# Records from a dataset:
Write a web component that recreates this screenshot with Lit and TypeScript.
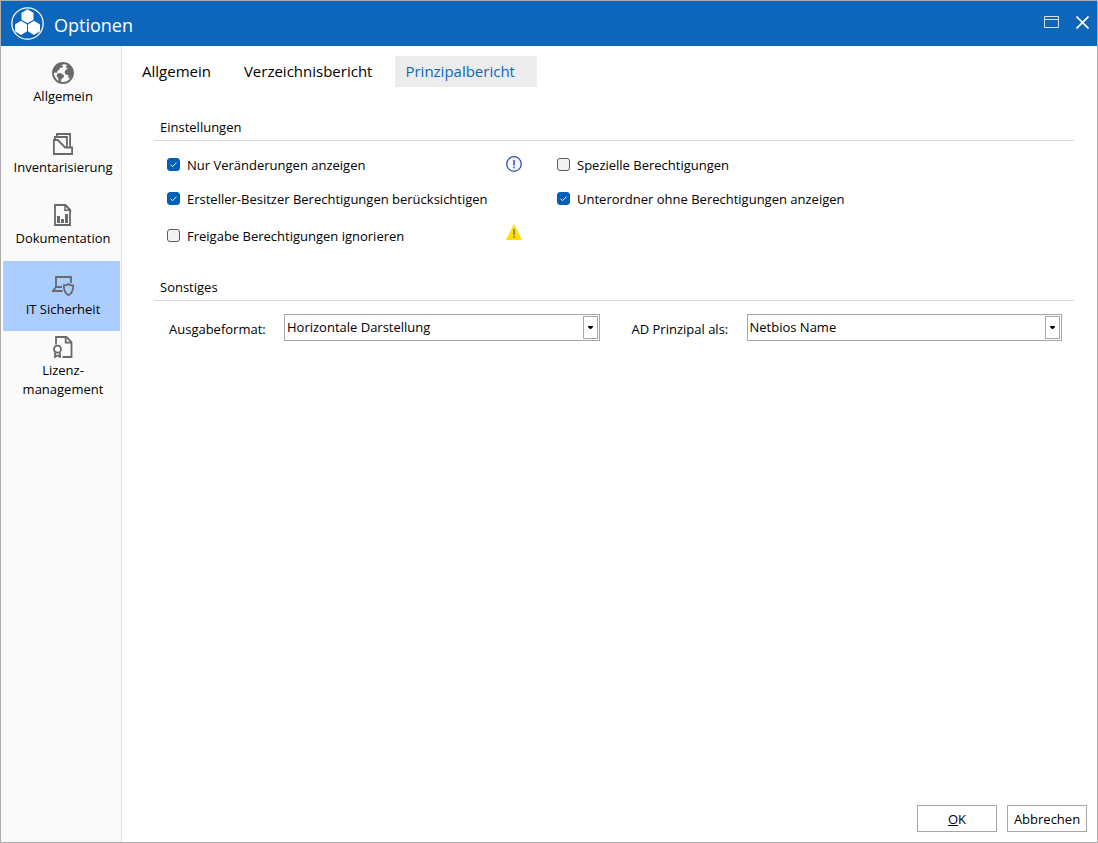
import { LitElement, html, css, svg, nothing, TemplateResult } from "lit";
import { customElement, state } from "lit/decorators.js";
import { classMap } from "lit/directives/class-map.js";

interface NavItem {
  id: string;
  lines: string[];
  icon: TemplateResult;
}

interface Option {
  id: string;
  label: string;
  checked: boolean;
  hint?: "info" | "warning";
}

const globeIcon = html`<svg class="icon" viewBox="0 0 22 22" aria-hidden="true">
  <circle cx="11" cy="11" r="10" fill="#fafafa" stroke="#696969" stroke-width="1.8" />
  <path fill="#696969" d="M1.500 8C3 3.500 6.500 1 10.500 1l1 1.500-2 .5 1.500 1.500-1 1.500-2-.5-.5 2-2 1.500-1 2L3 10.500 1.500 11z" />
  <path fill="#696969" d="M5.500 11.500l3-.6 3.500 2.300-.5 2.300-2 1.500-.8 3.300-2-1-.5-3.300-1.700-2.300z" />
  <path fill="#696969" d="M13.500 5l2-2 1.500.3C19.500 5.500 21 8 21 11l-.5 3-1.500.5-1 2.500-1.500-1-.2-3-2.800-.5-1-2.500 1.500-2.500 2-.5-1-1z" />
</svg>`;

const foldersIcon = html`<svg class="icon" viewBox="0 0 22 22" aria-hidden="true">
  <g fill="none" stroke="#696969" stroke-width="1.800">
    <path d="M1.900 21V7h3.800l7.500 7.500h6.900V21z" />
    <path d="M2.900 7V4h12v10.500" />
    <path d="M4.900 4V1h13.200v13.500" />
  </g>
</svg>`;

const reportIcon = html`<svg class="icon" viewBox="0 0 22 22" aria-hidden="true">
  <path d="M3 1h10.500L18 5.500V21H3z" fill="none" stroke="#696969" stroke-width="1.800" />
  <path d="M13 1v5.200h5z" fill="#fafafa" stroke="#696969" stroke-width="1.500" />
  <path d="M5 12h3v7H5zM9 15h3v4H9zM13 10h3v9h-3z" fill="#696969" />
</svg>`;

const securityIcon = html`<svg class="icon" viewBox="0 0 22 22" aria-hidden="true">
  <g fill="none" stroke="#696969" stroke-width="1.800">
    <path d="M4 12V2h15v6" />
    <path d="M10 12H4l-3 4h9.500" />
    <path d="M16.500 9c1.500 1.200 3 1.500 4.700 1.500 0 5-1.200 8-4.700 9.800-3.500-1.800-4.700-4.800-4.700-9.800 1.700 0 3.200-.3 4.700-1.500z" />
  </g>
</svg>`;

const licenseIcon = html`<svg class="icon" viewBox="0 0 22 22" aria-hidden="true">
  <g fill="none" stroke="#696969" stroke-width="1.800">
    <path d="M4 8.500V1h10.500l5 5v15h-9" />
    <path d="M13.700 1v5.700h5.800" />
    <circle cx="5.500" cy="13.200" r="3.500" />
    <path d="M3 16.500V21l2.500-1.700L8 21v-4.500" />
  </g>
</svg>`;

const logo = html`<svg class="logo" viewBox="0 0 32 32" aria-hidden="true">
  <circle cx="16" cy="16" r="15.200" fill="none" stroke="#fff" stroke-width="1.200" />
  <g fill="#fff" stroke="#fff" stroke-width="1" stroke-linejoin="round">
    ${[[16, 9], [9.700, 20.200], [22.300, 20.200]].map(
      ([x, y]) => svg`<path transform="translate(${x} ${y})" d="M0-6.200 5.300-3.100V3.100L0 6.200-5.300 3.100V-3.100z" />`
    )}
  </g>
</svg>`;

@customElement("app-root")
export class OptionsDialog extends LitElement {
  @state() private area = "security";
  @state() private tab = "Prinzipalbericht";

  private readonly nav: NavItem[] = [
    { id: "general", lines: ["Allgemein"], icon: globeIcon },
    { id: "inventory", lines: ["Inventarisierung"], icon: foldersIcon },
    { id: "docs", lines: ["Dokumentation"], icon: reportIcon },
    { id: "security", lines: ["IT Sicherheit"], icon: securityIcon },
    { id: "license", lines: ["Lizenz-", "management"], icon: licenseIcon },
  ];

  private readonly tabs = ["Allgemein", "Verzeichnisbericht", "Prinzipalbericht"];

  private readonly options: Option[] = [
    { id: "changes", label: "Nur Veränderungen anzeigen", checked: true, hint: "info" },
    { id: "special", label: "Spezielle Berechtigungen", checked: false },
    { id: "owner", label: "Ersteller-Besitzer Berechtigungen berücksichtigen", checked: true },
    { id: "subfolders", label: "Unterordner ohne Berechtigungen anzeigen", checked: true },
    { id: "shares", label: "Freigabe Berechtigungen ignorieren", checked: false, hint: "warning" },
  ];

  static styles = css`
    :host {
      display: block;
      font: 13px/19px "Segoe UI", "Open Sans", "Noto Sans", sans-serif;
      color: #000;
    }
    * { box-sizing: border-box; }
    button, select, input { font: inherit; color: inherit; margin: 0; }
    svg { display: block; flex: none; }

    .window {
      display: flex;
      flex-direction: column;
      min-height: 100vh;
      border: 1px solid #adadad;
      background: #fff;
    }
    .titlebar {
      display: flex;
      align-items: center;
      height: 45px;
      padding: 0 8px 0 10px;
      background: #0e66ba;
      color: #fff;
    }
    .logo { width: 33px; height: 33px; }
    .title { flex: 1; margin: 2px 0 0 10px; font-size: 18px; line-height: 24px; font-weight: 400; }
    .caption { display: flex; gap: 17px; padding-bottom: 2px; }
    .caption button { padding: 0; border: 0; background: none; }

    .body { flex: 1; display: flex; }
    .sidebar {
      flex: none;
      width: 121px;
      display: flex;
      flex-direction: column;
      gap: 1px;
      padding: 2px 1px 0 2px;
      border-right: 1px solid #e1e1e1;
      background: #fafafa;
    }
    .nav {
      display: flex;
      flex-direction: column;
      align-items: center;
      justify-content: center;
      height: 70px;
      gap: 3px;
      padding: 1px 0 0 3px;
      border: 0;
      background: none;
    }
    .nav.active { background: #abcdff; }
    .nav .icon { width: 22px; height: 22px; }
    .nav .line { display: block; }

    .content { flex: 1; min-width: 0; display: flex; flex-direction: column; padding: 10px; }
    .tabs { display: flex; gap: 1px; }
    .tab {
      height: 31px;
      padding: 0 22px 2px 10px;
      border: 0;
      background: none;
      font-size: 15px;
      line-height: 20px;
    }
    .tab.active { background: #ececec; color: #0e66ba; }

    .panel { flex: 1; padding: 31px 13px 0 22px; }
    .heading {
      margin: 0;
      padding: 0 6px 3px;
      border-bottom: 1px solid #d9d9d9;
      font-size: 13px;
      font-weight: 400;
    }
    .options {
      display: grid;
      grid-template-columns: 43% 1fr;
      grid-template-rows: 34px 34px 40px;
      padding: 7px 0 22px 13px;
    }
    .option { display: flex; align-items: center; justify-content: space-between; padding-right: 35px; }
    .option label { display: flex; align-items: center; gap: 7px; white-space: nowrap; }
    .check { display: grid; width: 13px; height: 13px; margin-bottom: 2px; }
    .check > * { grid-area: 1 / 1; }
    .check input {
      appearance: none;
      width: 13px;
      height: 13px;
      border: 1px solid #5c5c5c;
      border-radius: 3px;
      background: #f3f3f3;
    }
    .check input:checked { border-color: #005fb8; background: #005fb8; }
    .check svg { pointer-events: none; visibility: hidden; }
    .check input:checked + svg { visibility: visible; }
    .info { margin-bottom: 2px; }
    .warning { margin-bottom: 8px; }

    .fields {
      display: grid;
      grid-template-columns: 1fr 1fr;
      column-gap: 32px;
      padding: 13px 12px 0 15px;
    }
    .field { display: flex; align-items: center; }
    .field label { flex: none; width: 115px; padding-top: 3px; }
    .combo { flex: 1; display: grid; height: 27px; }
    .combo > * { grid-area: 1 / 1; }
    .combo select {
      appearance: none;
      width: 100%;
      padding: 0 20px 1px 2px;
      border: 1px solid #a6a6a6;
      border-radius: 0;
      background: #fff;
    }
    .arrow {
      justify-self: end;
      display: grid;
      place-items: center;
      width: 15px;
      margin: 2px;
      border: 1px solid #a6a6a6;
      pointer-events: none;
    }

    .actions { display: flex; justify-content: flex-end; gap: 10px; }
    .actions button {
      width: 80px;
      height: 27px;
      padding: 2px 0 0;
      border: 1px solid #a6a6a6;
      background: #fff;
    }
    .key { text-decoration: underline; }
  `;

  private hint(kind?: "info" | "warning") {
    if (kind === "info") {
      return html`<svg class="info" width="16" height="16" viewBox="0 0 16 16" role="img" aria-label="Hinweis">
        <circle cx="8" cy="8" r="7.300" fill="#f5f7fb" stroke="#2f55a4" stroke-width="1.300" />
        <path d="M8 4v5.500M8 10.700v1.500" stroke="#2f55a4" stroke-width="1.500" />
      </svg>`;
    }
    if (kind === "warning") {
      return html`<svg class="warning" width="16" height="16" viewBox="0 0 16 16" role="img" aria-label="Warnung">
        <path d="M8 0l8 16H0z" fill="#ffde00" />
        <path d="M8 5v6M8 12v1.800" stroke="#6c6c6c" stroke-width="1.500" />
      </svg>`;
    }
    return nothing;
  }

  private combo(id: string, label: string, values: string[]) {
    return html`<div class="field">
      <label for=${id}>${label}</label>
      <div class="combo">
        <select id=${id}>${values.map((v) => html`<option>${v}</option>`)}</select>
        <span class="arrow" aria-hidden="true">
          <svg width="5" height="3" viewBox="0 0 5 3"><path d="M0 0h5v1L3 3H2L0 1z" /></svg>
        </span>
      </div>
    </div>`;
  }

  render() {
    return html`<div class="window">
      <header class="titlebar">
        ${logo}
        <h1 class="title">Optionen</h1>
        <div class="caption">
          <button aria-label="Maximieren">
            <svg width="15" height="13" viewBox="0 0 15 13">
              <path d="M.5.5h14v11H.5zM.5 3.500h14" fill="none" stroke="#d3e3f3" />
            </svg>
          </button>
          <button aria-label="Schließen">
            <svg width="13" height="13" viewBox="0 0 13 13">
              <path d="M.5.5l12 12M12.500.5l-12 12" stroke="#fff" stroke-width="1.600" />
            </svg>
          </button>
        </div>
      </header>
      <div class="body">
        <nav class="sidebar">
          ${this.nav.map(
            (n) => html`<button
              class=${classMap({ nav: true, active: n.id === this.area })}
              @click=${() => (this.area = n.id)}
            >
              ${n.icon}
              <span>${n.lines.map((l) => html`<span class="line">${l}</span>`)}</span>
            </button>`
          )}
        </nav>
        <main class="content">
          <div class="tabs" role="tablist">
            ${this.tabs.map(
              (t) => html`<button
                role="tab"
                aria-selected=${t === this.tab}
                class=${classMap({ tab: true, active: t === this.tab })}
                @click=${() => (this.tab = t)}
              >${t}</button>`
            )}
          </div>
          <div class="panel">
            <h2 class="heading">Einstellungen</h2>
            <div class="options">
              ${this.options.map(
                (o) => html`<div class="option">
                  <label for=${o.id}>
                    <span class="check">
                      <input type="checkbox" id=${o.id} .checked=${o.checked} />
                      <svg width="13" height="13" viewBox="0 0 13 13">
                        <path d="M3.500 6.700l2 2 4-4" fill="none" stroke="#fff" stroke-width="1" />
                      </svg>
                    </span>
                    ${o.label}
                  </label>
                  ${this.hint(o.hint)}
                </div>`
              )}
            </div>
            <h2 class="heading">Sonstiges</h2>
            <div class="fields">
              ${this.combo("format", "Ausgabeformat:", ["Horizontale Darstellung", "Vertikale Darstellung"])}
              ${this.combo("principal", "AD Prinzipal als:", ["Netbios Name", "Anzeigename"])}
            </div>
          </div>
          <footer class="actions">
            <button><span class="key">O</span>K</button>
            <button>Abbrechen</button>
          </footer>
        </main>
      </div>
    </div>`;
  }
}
==
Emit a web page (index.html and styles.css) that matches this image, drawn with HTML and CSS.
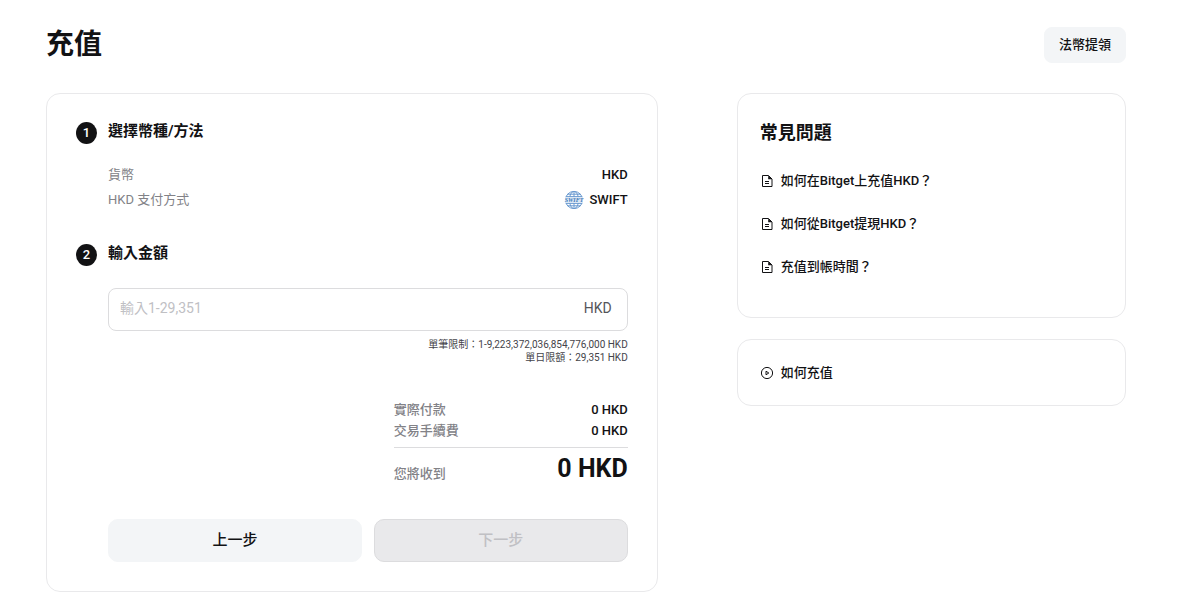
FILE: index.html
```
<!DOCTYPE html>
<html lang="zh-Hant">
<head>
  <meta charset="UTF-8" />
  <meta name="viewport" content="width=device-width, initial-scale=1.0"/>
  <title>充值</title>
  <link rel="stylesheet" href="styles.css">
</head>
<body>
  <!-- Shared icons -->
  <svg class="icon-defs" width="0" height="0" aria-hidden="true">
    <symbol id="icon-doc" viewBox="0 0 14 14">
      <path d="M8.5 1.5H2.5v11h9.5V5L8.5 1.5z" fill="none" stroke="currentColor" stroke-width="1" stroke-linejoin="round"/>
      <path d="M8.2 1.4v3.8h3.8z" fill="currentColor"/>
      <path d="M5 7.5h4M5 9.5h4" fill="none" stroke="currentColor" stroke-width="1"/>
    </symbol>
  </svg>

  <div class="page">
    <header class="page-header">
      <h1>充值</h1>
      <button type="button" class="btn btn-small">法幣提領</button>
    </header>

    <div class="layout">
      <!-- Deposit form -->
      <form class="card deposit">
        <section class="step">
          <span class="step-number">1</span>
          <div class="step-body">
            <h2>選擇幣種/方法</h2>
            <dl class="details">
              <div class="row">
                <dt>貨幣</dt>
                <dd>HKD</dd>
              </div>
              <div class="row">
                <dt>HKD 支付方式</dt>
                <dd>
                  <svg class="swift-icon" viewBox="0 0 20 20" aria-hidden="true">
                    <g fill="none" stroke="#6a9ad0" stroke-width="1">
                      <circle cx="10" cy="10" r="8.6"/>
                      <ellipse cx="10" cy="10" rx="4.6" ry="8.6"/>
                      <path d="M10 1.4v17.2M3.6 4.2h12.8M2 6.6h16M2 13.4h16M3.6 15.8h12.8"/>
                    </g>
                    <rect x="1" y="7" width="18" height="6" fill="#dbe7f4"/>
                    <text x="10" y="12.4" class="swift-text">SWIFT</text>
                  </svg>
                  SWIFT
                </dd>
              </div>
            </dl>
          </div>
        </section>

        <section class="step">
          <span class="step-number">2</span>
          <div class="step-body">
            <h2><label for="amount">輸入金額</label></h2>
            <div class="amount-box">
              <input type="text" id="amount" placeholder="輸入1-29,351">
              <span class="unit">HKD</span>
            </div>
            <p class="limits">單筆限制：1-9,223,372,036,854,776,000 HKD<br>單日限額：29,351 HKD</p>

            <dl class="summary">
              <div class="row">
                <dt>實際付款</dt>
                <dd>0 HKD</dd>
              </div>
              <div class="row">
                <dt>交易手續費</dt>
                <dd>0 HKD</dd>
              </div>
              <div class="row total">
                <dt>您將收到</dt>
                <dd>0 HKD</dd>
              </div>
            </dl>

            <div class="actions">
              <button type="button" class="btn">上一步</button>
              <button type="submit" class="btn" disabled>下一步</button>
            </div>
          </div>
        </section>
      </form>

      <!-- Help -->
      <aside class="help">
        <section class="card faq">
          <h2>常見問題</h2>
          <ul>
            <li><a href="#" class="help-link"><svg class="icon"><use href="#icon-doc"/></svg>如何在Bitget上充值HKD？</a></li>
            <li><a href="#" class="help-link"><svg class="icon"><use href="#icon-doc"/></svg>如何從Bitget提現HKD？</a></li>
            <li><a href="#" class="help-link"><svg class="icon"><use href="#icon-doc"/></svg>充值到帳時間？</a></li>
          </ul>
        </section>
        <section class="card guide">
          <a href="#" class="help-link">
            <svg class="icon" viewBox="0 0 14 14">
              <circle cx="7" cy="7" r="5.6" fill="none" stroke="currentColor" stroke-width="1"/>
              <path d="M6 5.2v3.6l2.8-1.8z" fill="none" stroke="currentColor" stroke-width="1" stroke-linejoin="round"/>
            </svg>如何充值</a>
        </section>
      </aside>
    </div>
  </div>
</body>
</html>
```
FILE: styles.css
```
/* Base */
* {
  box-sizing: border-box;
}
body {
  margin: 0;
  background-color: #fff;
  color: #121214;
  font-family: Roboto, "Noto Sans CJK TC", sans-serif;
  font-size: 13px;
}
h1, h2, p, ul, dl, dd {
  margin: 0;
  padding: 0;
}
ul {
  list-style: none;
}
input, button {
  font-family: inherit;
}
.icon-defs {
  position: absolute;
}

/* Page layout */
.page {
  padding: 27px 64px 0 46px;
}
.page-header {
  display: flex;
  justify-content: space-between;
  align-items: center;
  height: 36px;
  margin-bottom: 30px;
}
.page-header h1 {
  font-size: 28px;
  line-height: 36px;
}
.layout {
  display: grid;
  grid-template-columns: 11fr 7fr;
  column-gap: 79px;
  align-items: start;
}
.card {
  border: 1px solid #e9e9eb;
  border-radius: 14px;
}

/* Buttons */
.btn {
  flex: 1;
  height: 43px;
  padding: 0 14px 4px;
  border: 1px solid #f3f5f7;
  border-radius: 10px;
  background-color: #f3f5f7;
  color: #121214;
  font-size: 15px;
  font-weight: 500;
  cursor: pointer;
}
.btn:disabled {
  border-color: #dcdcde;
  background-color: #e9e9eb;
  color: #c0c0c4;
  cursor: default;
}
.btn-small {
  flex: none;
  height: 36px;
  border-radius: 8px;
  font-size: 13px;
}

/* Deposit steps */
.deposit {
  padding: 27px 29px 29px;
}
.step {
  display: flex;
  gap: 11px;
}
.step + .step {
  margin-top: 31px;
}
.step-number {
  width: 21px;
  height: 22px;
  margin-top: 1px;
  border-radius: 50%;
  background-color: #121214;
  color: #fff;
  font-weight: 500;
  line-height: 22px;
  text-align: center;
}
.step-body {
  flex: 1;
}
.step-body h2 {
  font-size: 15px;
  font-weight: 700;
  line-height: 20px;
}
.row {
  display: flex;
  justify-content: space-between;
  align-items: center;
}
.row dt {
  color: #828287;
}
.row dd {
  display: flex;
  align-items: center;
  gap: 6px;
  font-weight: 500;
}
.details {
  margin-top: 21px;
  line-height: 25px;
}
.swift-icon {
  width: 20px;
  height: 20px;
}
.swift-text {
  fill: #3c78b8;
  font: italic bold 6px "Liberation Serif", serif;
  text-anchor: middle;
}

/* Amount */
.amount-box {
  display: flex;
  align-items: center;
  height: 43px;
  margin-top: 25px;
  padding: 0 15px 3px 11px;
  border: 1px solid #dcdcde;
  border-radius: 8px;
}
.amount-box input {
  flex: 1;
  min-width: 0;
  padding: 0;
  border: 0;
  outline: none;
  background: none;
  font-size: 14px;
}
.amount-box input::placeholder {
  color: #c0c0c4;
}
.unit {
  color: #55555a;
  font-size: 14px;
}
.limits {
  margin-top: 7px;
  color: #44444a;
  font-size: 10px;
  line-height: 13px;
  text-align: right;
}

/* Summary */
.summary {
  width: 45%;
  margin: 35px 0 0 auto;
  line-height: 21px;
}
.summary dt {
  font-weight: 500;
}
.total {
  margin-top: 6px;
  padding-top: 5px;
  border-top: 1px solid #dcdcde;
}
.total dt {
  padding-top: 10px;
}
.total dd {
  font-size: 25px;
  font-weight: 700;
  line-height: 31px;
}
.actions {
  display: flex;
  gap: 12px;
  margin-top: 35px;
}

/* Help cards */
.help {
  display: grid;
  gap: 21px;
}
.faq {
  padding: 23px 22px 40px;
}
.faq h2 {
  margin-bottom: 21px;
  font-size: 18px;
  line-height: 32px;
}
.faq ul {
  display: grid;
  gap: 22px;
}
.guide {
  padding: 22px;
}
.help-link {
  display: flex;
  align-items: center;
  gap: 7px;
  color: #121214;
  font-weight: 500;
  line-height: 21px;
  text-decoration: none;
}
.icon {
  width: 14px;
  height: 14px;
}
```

# PROBLEM DESCRIPTION:
In the listing above, find each line with the word "that" and copy it.

# COMPLETE ANSWER:
Write a web component that recreates this screenshot with Lit and TypeScript.
Emit a web page (index.html and styles.css) that matches this image, drawn with HTML and CSS.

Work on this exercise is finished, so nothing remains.